Но к тому времени ситуация на Кубе была далека от той, что Анхель Кастро видел в 1898 году. После окончания Испано–кубинской войны многие предприятия перешли под контроль американцев. Новые хозяева острова начали развивать на нем бурную деятельность, захватывая наиболее плодородные земли. Североамериканские плантаторы активно занимались вырубкой леса и использовали древесину в качестве горючего на сахароперерабатывающих заводах. В свою очередь на освобождающихся и весьма плодоносных землях разбивались новые плантации сахарного тростника. Его промышленная переработка стала основным родом занятий американских деловых людей на Кубе.

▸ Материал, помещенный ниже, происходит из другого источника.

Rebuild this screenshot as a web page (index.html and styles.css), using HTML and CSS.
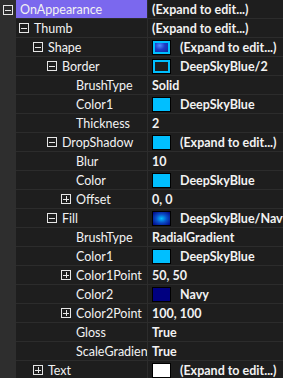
FILE: index.html
```html
<!DOCTYPE html>
<html lang="en">
<head>
  <meta charset="UTF-8" />
  <title>Property Grid</title>
  <link rel="stylesheet" href="styles.css">
</head>
<body>
  <div class="grid">
    <div class="row selected">
      <div class="gutter"><span class="toggle minus"></span></div>
      <div class="name l0">OnAppearance</div>
      <div class="value">(Expand to edit...)</div>
    </div>
    <div class="row">
      <div class="gutter"></div>
      <div class="name l1"><span class="toggle minus"></span>Thumb</div>
      <div class="value">(Expand to edit...)</div>
    </div>
    <div class="row">
      <div class="gutter"></div>
      <div class="name l2"><span class="toggle minus"></span>Shape</div>
      <div class="value"><span class="swatch shape"></span>(Expand to edit...)</div>
    </div>
    <div class="row">
      <div class="gutter"></div>
      <div class="name l3"><span class="toggle minus"></span>Border</div>
      <div class="value"><span class="swatch border"></span>DeepSkyBlue/2</div>
    </div>
    <div class="row">
      <div class="gutter"></div>
      <div class="name l4">BrushType</div>
      <div class="value">Solid</div>
    </div>
    <div class="row">
      <div class="gutter"></div>
      <div class="name l4">Color1</div>
      <div class="value"><span class="swatch sky"></span>DeepSkyBlue</div>
    </div>
    <div class="row">
      <div class="gutter"></div>
      <div class="name l4">Thickness</div>
      <div class="value">2</div>
    </div>
    <div class="row">
      <div class="gutter"></div>
      <div class="name l3"><span class="toggle minus"></span>DropShadow</div>
      <div class="value"><span class="swatch sky"></span>(Expand to edit...)</div>
    </div>
    <div class="row">
      <div class="gutter"></div>
      <div class="name l4">Blur</div>
      <div class="value">10</div>
    </div>
    <div class="row">
      <div class="gutter"></div>
      <div class="name l4">Color</div>
      <div class="value"><span class="swatch sky"></span>DeepSkyBlue</div>
    </div>
    <div class="row">
      <div class="gutter"></div>
      <div class="name l4"><span class="toggle plus"></span>Offset</div>
      <div class="value">0, 0</div>
    </div>
    <div class="row">
      <div class="gutter"></div>
      <div class="name l3"><span class="toggle minus"></span>Fill</div>
      <div class="value"><span class="swatch radial"></span>DeepSkyBlue/Navy</div>
    </div>
    <div class="row">
      <div class="gutter"></div>
      <div class="name l4">BrushType</div>
      <div class="value">RadialGradient</div>
    </div>
    <div class="row">
      <div class="gutter"></div>
      <div class="name l4">Color1</div>
      <div class="value"><span class="swatch sky"></span>DeepSkyBlue</div>
    </div>
    <div class="row">
      <div class="gutter"></div>
      <div class="name l4"><span class="toggle plus"></span>Color1Point</div>
      <div class="value">50, 50</div>
    </div>
    <div class="row">
      <div class="gutter"></div>
      <div class="name l4">Color2</div>
      <div class="value"><span class="swatch navy"></span>Navy</div>
    </div>
    <div class="row">
      <div class="gutter"></div>
      <div class="name l4"><span class="toggle plus"></span>Color2Point</div>
      <div class="value">100, 100</div>
    </div>
    <div class="row">
      <div class="gutter"></div>
      <div class="name l4">Gloss</div>
      <div class="value">True</div>
    </div>
    <div class="row">
      <div class="gutter"></div>
      <div class="name l4">ScaleGradient</div>
      <div class="value">True</div>
    </div>
    <div class="row">
      <div class="gutter"></div>
      <div class="name l2"><span class="toggle plus"></span>Text</div>
      <div class="value"><span class="swatch white"></span>(Expand to edit...)</div>
    </div>
  </div>
</body>
</html>
```

FILE: styles.css
```css
* {
  margin: 0;
  padding: 0;
  box-sizing: border-box;
}

body {
  font-family: 'Lato', 'Noto Sans', sans-serif;
  font-size: 12.5px;
  background: #1e1e1e;
  color: #f2f2f2;
  overflow: hidden;
}

.grid {
  display: flex;
  flex-direction: column;
}

.row {
  display: flex;
  height: 19px;
}

.gutter {
  width: 16px;
  flex: none;
  background: #2e2e2e;
  display: flex;
  align-items: center;
  padding-left: 3px;
}

.name,
.value {
  display: flex;
  align-items: center;
  border-bottom: 1px solid #2c2c2c;
  white-space: nowrap;
  overflow: hidden;
}

.name {
  width: 131px;
  flex: none;
}

.value {
  flex: 1;
  border-left: 1px solid #2c2c2c;
  padding-left: 4px;
  font-weight: bold;
}

.selected .name {
  background: #7b68ee;
}

.l0 { padding-left: 4px; }
.l1 { padding-left: 3px; }
.l2 { padding-left: 17px; }
.l3 { padding-left: 31px; }
.l4 { padding-left: 60px; }

.l4 .toggle {
  margin-left: -15px;
}

.toggle {
  width: 10px;
  height: 10px;
  border: 1px solid #e6e6e6;
  position: relative;
  flex: none;
  margin-right: 5px;
}

.toggle::before,
.toggle::after {
  content: '';
  position: absolute;
  background: #e6e6e6;
}

.toggle::before {
  left: 1px;
  right: 1px;
  top: 4px;
  height: 1px;
}

.plus::after {
  top: 1px;
  bottom: 1px;
  left: 4px;
  width: 1px;
}

.gutter .toggle {
  margin-right: 0;
}

.swatch {
  width: 19px;
  height: 15px;
  flex: none;
  border: 1px solid #000;
  margin-right: 9px;
}

.sky {
  background: #00bfff;
}

.navy {
  background: #000080;
}

.white {
  background: #fff;
}

.border {
  background: #1e1e1e;
  box-shadow: inset 0 0 0 2px #00bfff;
}

.shape {
  background: radial-gradient(ellipse at 40% 35%, #4f8cff 0%, #1d3fc8 35%, #0a1a8a 100%);
  box-shadow: inset 0 0 0 2px #00bfff;
}

.radial {
  background: radial-gradient(ellipse at 50% 50%, #00bfff 0%, #0a50c8 45%, #000080 100%);
}
```
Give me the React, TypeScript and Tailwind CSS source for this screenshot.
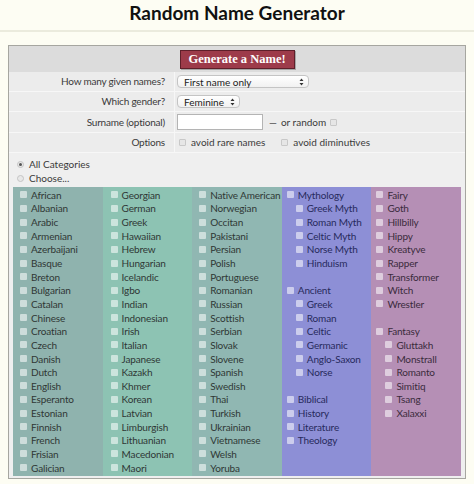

Американцы внедряли на сахарных заводах передовые по тем временам технологии, что приводило к сокращению рабочих мест. К тому же массовый поток бедствующих эмигрантов, которые прибывали на Кубу из Европы, из Гаити, с Антильских островов и Ямайки в поисках счастья, сокращал возможности трудоустройства.
К счастью, Анхель Кастро быстро сориентировался в ситуации. Он отправился в один из самых бедных и еще относительно не освоенных для сельского хозяйства районов Кубы, в провинцию Ориенте. У него не было ни денег, ни связей, ни образования, но было огромное желание вырваться из нищеты. Первым местом работы Анхеля Кастро стали шахты Пануто и Дайкири. Он не спускался в забой, а устроился ночным сторожем. Ему потребовалось немного времени, чтобы понять – на Кубе можно выбраться из нищеты, только если иметь отношение к «земле и сахару». Но все плодородные тростниковые земли были скуплены или стремительно скупались новыми хозяевами. А у Анхеля Кастро не было накоплений, позволявших пустить их в оборот. Ему удалось устроиться рабочим на сахарный завод – небольшое подразделение американской фирмы «Юнайтед фрут компани», которой к тому времени принадлежала уже четверть (!) обрабатываемых земель острова. (С годами эта компания стала самой крупной американской монополией на Кубе.) Освоившись, Кастро попал в артель рабочих, строивших транспортную ветку, по которой срубленный тростник доставлялся на завод. Таким образом, шаг за шагом, отец Фиделя получил возможность на практике изучить все стадии сахарного производства.